The journey started, of course, at St Pancras, where the security queuing and passport checks were much smoother and easier than at any airport, and there’s a much more relaxed feeling all round. The EuroStar journey to Paris was a dream, as ever; it’s funny how quickly we’ve all grown accustomed to it, like mobile phones; “what on earth did we do before?” people are always saying. In Paris however, there is the problem of changing stations. You have to get yourself from Gare-du-Nord to Austerlitz station, which is right over the other side of Paris. This was the first of many times I was glad of my decision to book through Great Rail Journeys. Then you have to wait an hour or so at Austerlitz, where there is a near total lack of seating. And all this carrying your own luggage. Luggage is where the train experience really does compare badly with the aeroplane. There’s no check-in moment, when you can heave a sigh of relief and wander off to the shops with your shoulder bag. No, you’re stuck with your cases; heaving them on and off trains, stuffing them into inadequate shelving, or hoisting them up onto overhead racks. I came prepared with my Musto Wheely bag, a brilliant invention, which is a backpack on wheels which also happens to fit exactly most airline’s hand-luggage size restrictions.
At Austerlitz I boarded the wonderful “Francisco de Goya” overnight train to Madrid, and this was where the adventure really began. A proper dining car for supper and breakfast the next morning, ones own cabin with shower room (I was travelling ‘Gran’ class), and the scenery of France and then Spain shooting by outside the window. The interior of the cabin was beautifully designed in a sort of retro 60s, pink plastic cladding, but the designer did seem to have forgotten to include anywhere to put luggage at all. Nevertheless, it was a treat to find, on returning to the cabin after supper, that the beds had been made up with fresh, clean sheets, like in a hotel.
In the night we must have crossed the Pyrenees because for an hour or two I can vaguely remember clonking and bonking up hill after hill followed by rattling downhill again with the breaks on. Nevertheless sleep was possible, much more so than on even a Business Class flight on any airline I’ve ever been on. In fact, on arrival in Madrid I was able to go immediately on a four hour sight-seeing walk around town, ending at the Palacio Real with its endless rooms with painted Tiepolo ceilings and rich furnishings. There was no afternoon exhaustion that would have kicked in after an overnight flight. Just dump the bags at the hotel and straight out for the day. And out that night to the Tapas bars of the Plaza de Ana, and a Mojito on the trendy Penthouse Roof Terrace there, with its dedicated elevator and panoramic views over the city. The next day there was time to look around Madrid and its parks. I didn’t go to the Prado, or any of the other fabulous art galleries, because I knew I’d get sucked in for the whole day. Madrid is a town in which one could spend a whole week doing nothing but looking at Art, I know, I’ve done it. But this time, with a few hours of sunshine, I thought I’d take in the Botanical gardens and the Parque del Retiro . There are trees everywhere in Madrid, more so even, than London. It was Easter time and the Judas trees, or Arbor de Amor were blooming with a luscious lilac colour. Then off to Atocha station, which has a grand atrium full of tropical plants and tall banana trees. There was a freshness to the air and to the light, which raised the spirits in a way no airport waiting lounge can.

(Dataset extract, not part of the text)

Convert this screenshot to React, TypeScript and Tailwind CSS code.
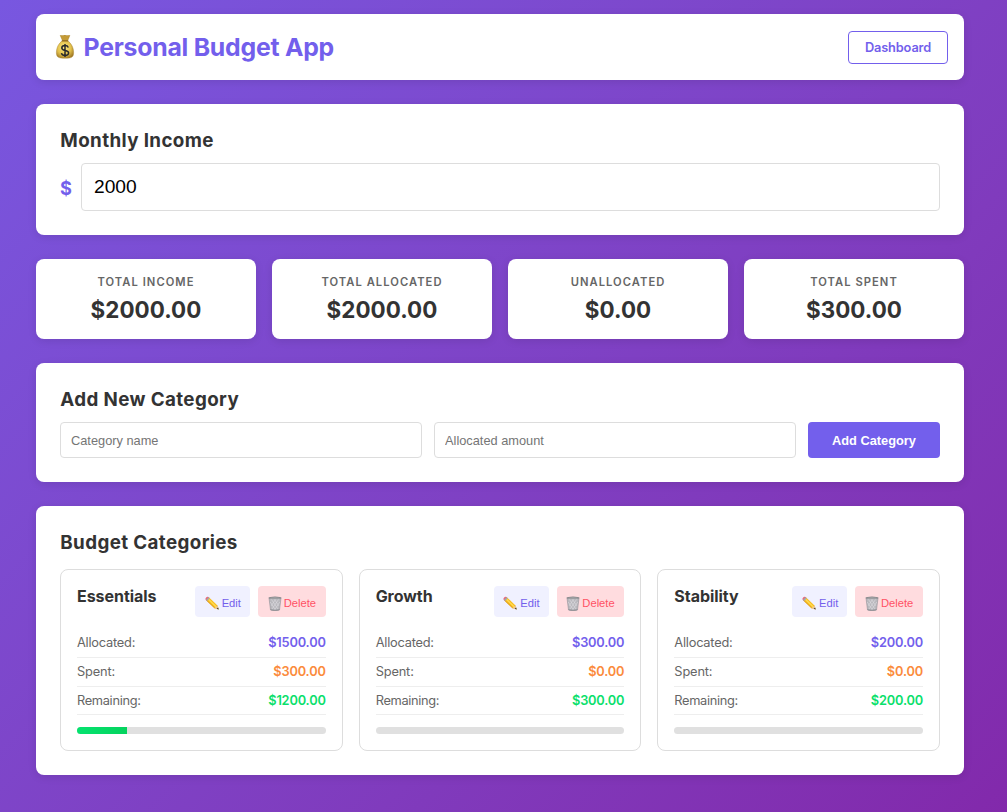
import React from "react";

const sans = "font-['Inter','Liberation_Sans',sans-serif]";
const panel = "rounded-lg bg-white shadow-[0_2px_8px_rgba(0,0,0,0.1)]";

function MoneyBag() {
  return (
    <svg className="h-6 w-5 shrink-0" viewBox="0 0 20 24" aria-hidden="true">
      <defs>
        <radialGradient id="bag" cx="45%" cy="40%" r="65%">
          <stop offset="0" stopColor="#fbe985" />
          <stop offset=".6" stopColor="#e3c14c" />
          <stop offset="1" stopColor="#a27b25" />
        </radialGradient>
      </defs>
      <path d="M7.600 6 5.200.4c1.100-.7 2 .4 3 .1 1.200-.8 2.200-.7 3.100 0 1.200.3 2.300-.8 3.600-.1L12.600 6Z" fill="#c49b36" stroke="#a27b25" strokeWidth=".4" />
      <path d="M7.500 5.800C4 7.800 1.400 12.500 1.400 17.500c0 4.500 1.400 5.700 8.600 5.700s8.600-1.200 8.600-5.700c0-5-2.600-9.700-6.100-11.700Z" fill="url(#bag)" stroke="#a27b25" strokeWidth=".4" />
      <path d="M7.200 5.900h5.600" stroke="#85601c" strokeWidth="1" strokeLinecap="round" />
      <path d="M13.300 12.500c-.5-1.300-1.700-1.900-3.300-1.900-2 0-3.200.9-3.200 2.400 0 3.500 6.800 1.400 6.800 4.800 0 1.700-1.500 2.600-3.600 2.600-1.900 0-3.200-.8-3.600-2.300M10 9v13" fill="none" stroke="#292a2c" strokeWidth="1.500" />
    </svg>
  );
}

function Pencil() {
  return (
    <svg className="h-[14px] w-[14px] shrink-0" viewBox="0 0 14 14" aria-hidden="true">
      <path d="m3.600 1 8.900 8.400 1.200 4-4.200-1.100L.9 4Z" fill="#f8bd20" />
      <path d="m3.400 3.200 7.700 7.500" stroke="#ffdc55" strokeWidth="1.200" />
      <path d="m1.600 4.400 8 7.500" stroke="#d48d18" strokeWidth=".7" />
      <path d="M.8 3.900C-.4 2.400 1.800 0 3.400.900l.900.900-2.600 2.900Z" fill="#ed6678" />
      <path d="m3.500 1.100 1.200 1.100L2 5.100.9 4.100Z" fill="#9fa8ad" />
      <path d="m12.500 9.400 1.200 4-4.200-1.100Z" fill="#edc89a" />
      <path d="m13.100 11.500.6 1.900-2-.6Z" fill="#333" />
    </svg>
  );
}

function Trash() {
  return (
    <svg className="h-[15px] w-[14px] shrink-0" viewBox="0 0 14 15" aria-hidden="true">
      <path d="m1 2 1.500 12c1.500.8 7.500.8 9 0L13 2Z" fill="#b9b8bd" stroke="#929298" strokeWidth=".6" />
      <path d="m3.500 3.500 6.800 10M6.500 3.500l4.300 6.300M2.200 6l5.300 8M10.500 3.500l-6.800 10M7.500 3.500 3.200 9.800M11.800 6l-5.300 8" stroke="#dedce1" strokeWidth=".6" />
      <ellipse cx="7" cy="1.800" rx="6.600" ry="1.200" fill="#858689" />
      <ellipse cx="7" cy="1.900" rx="5.200" ry=".5" fill="#b5b6ba" />
      <path d="M2.700 13.600c2 .8 6.600.8 8.600 0" fill="none" stroke="#838489" strokeWidth=".8" />
    </svg>
  );
}

const stats = [
  { label: "TOTAL INCOME", value: "$2000.00" },
  { label: "TOTAL ALLOCATED", value: "$2000.00" },
  { label: "UNALLOCATED", value: "$0.00" },
  { label: "TOTAL SPENT", value: "$300.00" },
];

const categories = [
  { name: "Essentials", allocated: "$1500.00", spent: "$300.00", remaining: "$1200.00", percent: 20 },
  { name: "Growth", allocated: "$300.00", spent: "$0.00", remaining: "$300.00", percent: 0 },
  { name: "Stability", allocated: "$200.00", spent: "$0.00", remaining: "$200.00", percent: 0 },
];

function Heading({ children }: { children: React.ReactNode }) {
  return <h2 className="h-6 pt-px pl-[0.3px] text-[18.8px] leading-6 font-bold tracking-[0.38px] text-[#333]">{children}</h2>;
}

function Row({ label, value, color, spacing }: { label: string; value: string; color: string; spacing: string }) {
  return (
    <div className="flex h-[28.8px] items-center justify-between border-b border-[#eee] text-[12.8px]">
      <span className={`text-[#666] ${spacing}`}>{label}</span>
      <span className={`font-semibold tracking-[-0.18px] ${color}`}>{value}</span>
    </div>
  );
}

export default function App() {
  const field = "h-9 min-w-0 flex-1 rounded border border-[#ddd] px-[10px] font-['Liberation_Sans',sans-serif] text-[12.8px] placeholder:text-[#757575]";
  return (
    <div className={`${sans} h-[812px] overflow-hidden bg-linear-135 from-[#7857e0] to-[#8229ab] pt-[14px] pr-[43px] pl-9`}>
      <main className="flex flex-col gap-6">
        <header className={`${panel} flex h-[66px] items-center justify-between pr-4 pl-[19px]`}>
          <div className="flex items-center gap-2">
            <MoneyBag />
            <h1 className="pb-px pl-[0.5px] text-[24.8px] leading-8 font-bold tracking-[-0.23px] text-[#735fec]">Personal Budget App</h1>
          </div>
          <button className="h-[33px] w-[100px] rounded border border-[#735fec] pt-px text-[12.8px] font-semibold tracking-[-0.15px] text-[#735fec]">Dashboard</button>
        </header>

        <section className={`${panel} h-[131px] px-6 pt-6`}>
          <Heading>Monthly Income</Heading>
          <div className="mt-[11px] flex items-center gap-2">
            <span className="w-[13px] pt-1 text-[18.2px] font-bold text-[#735fec]">$</span>
            <input className="h-12 min-w-0 flex-1 rounded border border-[#ddd] px-3 font-['Liberation_Sans',sans-serif] text-[19.2px] text-black" defaultValue="2000" />
          </div>
        </section>

        <section className="grid grid-cols-4 gap-4">
          {stats.map((s) => (
            <div key={s.label} className={`${panel} flex h-20 flex-col items-center pt-4`}>
              <div className="text-[11.2px] leading-[14px] font-semibold tracking-[1.05px] text-[#666]">{s.label}</div>
              <div className="mt-[7px] text-[22.4px] leading-7 font-bold tracking-[0.05px] text-[#333]">{s.value}</div>
            </div>
          ))}
        </section>

        <section className={`${panel} h-[119px] px-6 pt-6`}>
          <Heading>Add New Category</Heading>
          <div className="mt-[11px] flex gap-3">
            <input className={field} placeholder="Category name" />
            <input className={field} placeholder="Allocated amount" />
            <button className="h-9 w-[132px] rounded bg-[#735fec] pt-px font-['Liberation_Sans',sans-serif] text-[12.8px] font-bold text-white">Add Category</button>
          </div>
        </section>

        <section className={`${panel} h-[269px] px-6 pt-6`}>
          <Heading>Budget Categories</Heading>
          <div className="mt-[15px] grid grid-cols-3 gap-4">
            {categories.map((c) => (
              <article key={c.name} className="h-[182px] rounded-lg border border-[#ddd] px-4 pt-4">
                <div className="flex items-start justify-between">
                  <h3 className="text-base leading-5 font-bold tracking-[-0.05px] text-[#333]">{c.name}</h3>
                  <div className="flex gap-2 font-['Liberation_Sans',sans-serif] text-[11.2px]">
                    <button className="flex h-[31px] w-[55px] items-center gap-[3px] rounded bg-[#f0f1ff] pt-[3px] pl-[9.5px] text-[#735fec]"><Pencil />Edit</button>
                    <button className="flex h-[31px] w-[67.5px] items-center gap-[2px] rounded bg-[#ffdcdf] pt-[3px] pl-[9.5px] text-[#ff5265]"><Trash />Delete</button>
                  </div>
                </div>
                <div className="mt-3">
                  <Row label="Allocated:" value={c.allocated} color="text-[#735fec]" spacing="tracking-[-0.22px]" />
                  <Row label="Spent:" value={c.spent} color="text-[#fb8b3c]" spacing="tracking-[-0.15px]" />
                  <Row label="Remaining:" value={c.remaining} color="text-[#0bdf6c]" spacing="tracking-[-0.32px]" />
                </div>
                <div className="mt-3 h-[7px] overflow-hidden rounded bg-[#e0e0e0]">
                  <div className="h-full bg-linear-to-r from-[#05e36f] to-[#05d35e]" style={{ width: `${c.percent}%` }} />
                </div>
              </article>
            ))}
          </div>
        </section>
      </main>
    </div>
  );
}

The high-speed train from Madrid to Ronda stops at Antequera to change from the international to the national gage. How they achieved this without lifting the carriage up and changing the bogies underneath, I don’t know. An English rail buff in obligatory anorak – the first of his kind I met on this trip – told me excitedly that in Belarus that’s exactly what they do do. Then, on we chugged to Ronda, far slower than the high speeds we had been going at before.

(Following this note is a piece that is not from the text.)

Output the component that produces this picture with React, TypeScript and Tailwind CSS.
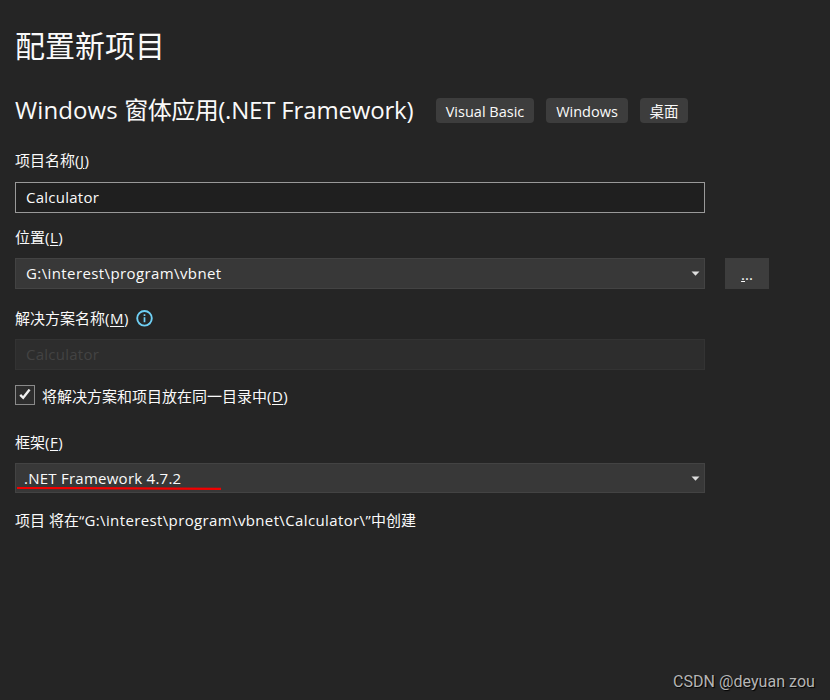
import type { ReactNode } from 'react';

interface FieldLabelProps {
    text: string;
    accessKey: string;
    className?: string;
    children?: ReactNode;
}

function FieldLabel({ text, accessKey, className = '', children }: FieldLabelProps) {
    return (
        <div className={`flex h-5 items-center leading-5 ${className}`}>
            <label className="whitespace-nowrap">
                {text}
                <span className="tracking-[0.5px]">
                    (<span className="underline underline-offset-2">{accessKey}</span>)
                </span>
            </label>
            {children}
        </div>
    );
}

function SelectBox({ value, className = '' }: { value: string; className?: string }) {
    return (
        <div className={`flex w-[690px] items-center justify-between border border-[#434343] bg-[#383838] pr-1 ${className}`}>
            <span className="whitespace-pre">{value}</span>
            <svg className="h-[5px] w-[9px]" viewBox="0 0 9 5">
                <path d="M0.5 0.5h8L4.5 4.7z" fill="#dedede" />
            </svg>
        </div>
    );
}

function Tag({ children, className = '' }: { children: ReactNode; className?: string }) {
    return (
        <span className={`flex h-[25px] items-center justify-center rounded bg-[#3d3d3d] pt-0.5 text-[14.5px] ${className}`}>
            {children}
        </span>
    );
}

function InfoIcon() {
    return (
        <svg className="ml-[7px] size-[17px]" viewBox="0 0 17 17" fill="none">
            <circle cx="8.5" cy="8.3" r="7.3" stroke="#6fd0f5" strokeWidth="1.9" />
            <path d="M8.5 7.3v5M8.5 4.2v1.7" stroke="#6fd0f5" strokeWidth="1.7" />
        </svg>
    );
}

export default function App() {
    return (
        <main className="flex h-[700px] w-[830px] flex-col overflow-hidden bg-[#252525] pl-[15px] font-['Open_Sans','Noto_Sans_CJK_SC',sans-serif] text-[15px] text-[#fafafa]">
            <h1 className="mt-[26px] h-10 text-[30px] leading-10">配置新项目</h1>

            <div className="mt-8 flex h-[25px] items-center">
                <h2 className="mb-0.5 w-[421px] whitespace-nowrap text-[24px] leading-8">
                    <span className="tracking-[0.1px]">Windows </span>
                    <span className="tracking-[-0.5px]">窗体应用</span>
                    <span className="tracking-[-0.17px]">(.NET Framework)</span>
                </h2>
                <Tag className="w-[98px]">Visual Basic</Tag>
                <Tag className="ml-3 w-[82px]">Windows</Tag>
                <Tag className="ml-3 w-12">桌面</Tag>
            </div>

            <FieldLabel text="项目名称" accessKey="J" className="mt-[27px]" />
            <div className="mt-3 flex h-[31px] w-[690px] items-center border border-[#999] bg-[#1f1f1f] pl-2.5 tracking-[0.25px]">
                Calculator
            </div>

            <FieldLabel text="位置" accessKey="L" className="mt-3.5" />
            <div className="mt-[11px] flex gap-5">
                <SelectBox value="G:\interest\program\vbnet" className="h-[31px] pl-2.5 tracking-[0.4px]" />
                <button type="button" className="h-[31px] w-11 bg-[#3d3d3d] pt-px">
                    <span className="underline">.</span>..
                </button>
            </div>

            <FieldLabel text="解决方案名称" accessKey="M" className="mt-[19px]">
                <InfoIcon />
            </FieldLabel>
            <div className="mt-[11px] flex h-[31px] w-[690px] items-center border border-[#333] bg-[#2d2d2d] pl-2.5 tracking-[0.25px] text-[#434343]">
                Calculator
            </div>

            <div className="mt-[15px] flex h-5 items-center">
                <span className="flex size-5 items-center justify-center border border-[#8a8a8a] bg-[#2d2d2d]">
                    <svg className="size-3" viewBox="0 0 12 12" fill="none">
                        <path d="M1.2 5.8L4.2 8.8L10.6 0.6" stroke="#f0f0f0" strokeWidth="2.4" />
                    </svg>
                </span>
                <FieldLabel text="将解决方案和项目放在同一目录中" accessKey="D" className="ml-[7px] mt-px" />
            </div>

            <FieldLabel text="框架" accessKey="F" className="mt-[27px]" />
            <div className="relative mt-[11px]">
                <SelectBox value=".NET Framework 4.7.2" className="h-[30px] pl-2 tracking-[0.25px]" />
                <svg className="absolute left-0.5 top-6 h-1 w-[205px]" viewBox="0 0 205 4">
                    <path d="M0 0.9L119 1.3L204 1.8" stroke="#f20000" strokeWidth="2.2" fill="none" />
                </svg>
            </div>

            <p className="mt-[17px] h-5 whitespace-nowrap leading-5">
                项目 将在<span className="tracking-[0.37px]">“G:\interest\program\vbnet\Calculator\”</span>中创建
            </p>

            <footer className="mb-2 mr-[15px] mt-auto h-5 self-end font-[Roboto,sans-serif] text-base leading-5 tracking-[0.05px] text-[#b5b5b5] [text-shadow:1px_1px_1px_#000]">
                CSDN @deyuan zou
            </footer>
        </main>
    );
}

Ronda, in south west Spain, is a town with a famous view. An aqueduct bridge – the Puente Nuevo – spans an enormous gorge. And although the view from the bridge and from below it where I had a delightful country walk, is very, very impressive, there’s a lot more to Ronda than just the one photo opportunity. It was part of Roman Spain, and then part of Moorish Spain and so has a strange mix of cultures; tucked away in its winding streets are houses, churches and museums, some with beautifully laid-out Arabic gardens and courtyards with fountains, many boasting further fantastic views. Ronda is also the home of the oldest bull ring in Spain – where you can walk above the maze of backstage passages and gates through which the bulls are herded. Next door to this is Ronda’s famous riding school – a huge barn where equestrians have developed their skills for three hundred years. The day I was there, some young riders were being put through their paces by a very exotic looking riding teacher in a black bandana. One can see why Ernest Hemingway and Orson Welles were so in love with the bravura of this town.

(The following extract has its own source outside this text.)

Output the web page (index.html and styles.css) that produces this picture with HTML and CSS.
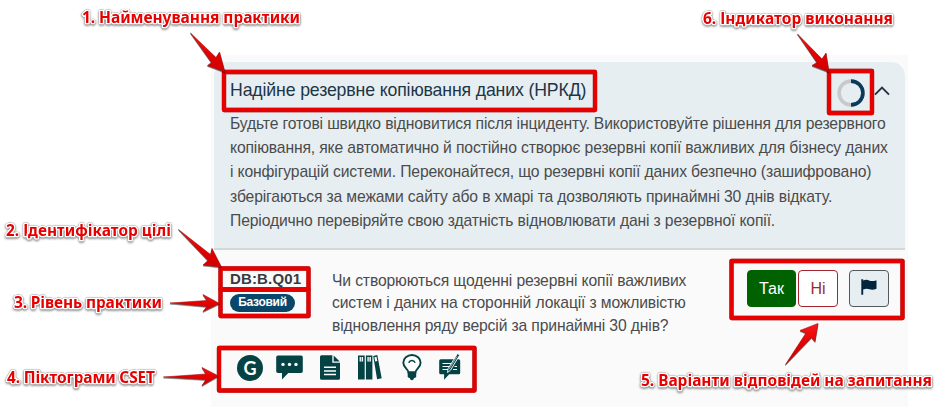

A light breeze ensured that walking around Ronda was not insufferably hot, and eating outside was pleasant even without shade. Another advantage of the slower journey to the south coast by train is the food. All along the way I was sampling genuine Spanish dishes which were of the highest quality; paellas, artichokes and ham, seafood, asparagus with eggs. Not for me that queasy feeling you get when you go straight from airport fare to beach snacks. A few days in, and I was becoming quite a gastronome; cheese with ‘membrillo’, which is a delicious Quince jelly, and thick, dark hot chocolate with ‘churros’, or long dunking donuts. Chorizo, anchovies, grilled pimentos, biscuits with caraway seeds, local almonds; all seriously delicious.
Since, on the train, the journey itself becomes the experience, not the arriving, it is difficult, I think, to make a fair comparison between air and rail travel. There are downsides and advantages to both. But all in all, my conclusion is that despite, or perhaps because of its many inconveniences and eccentricities, the train is a whole lot more fun. In fact, I can imagine becoming a train nut myself. As we changed back to the high speed track at Antequera on the way home, I met my second railway anorak of the trip, and found myself listening with genuine interest while he told me that we were changing from 1.678 gage to 1.40. Or was it the other way round? I can’t remember.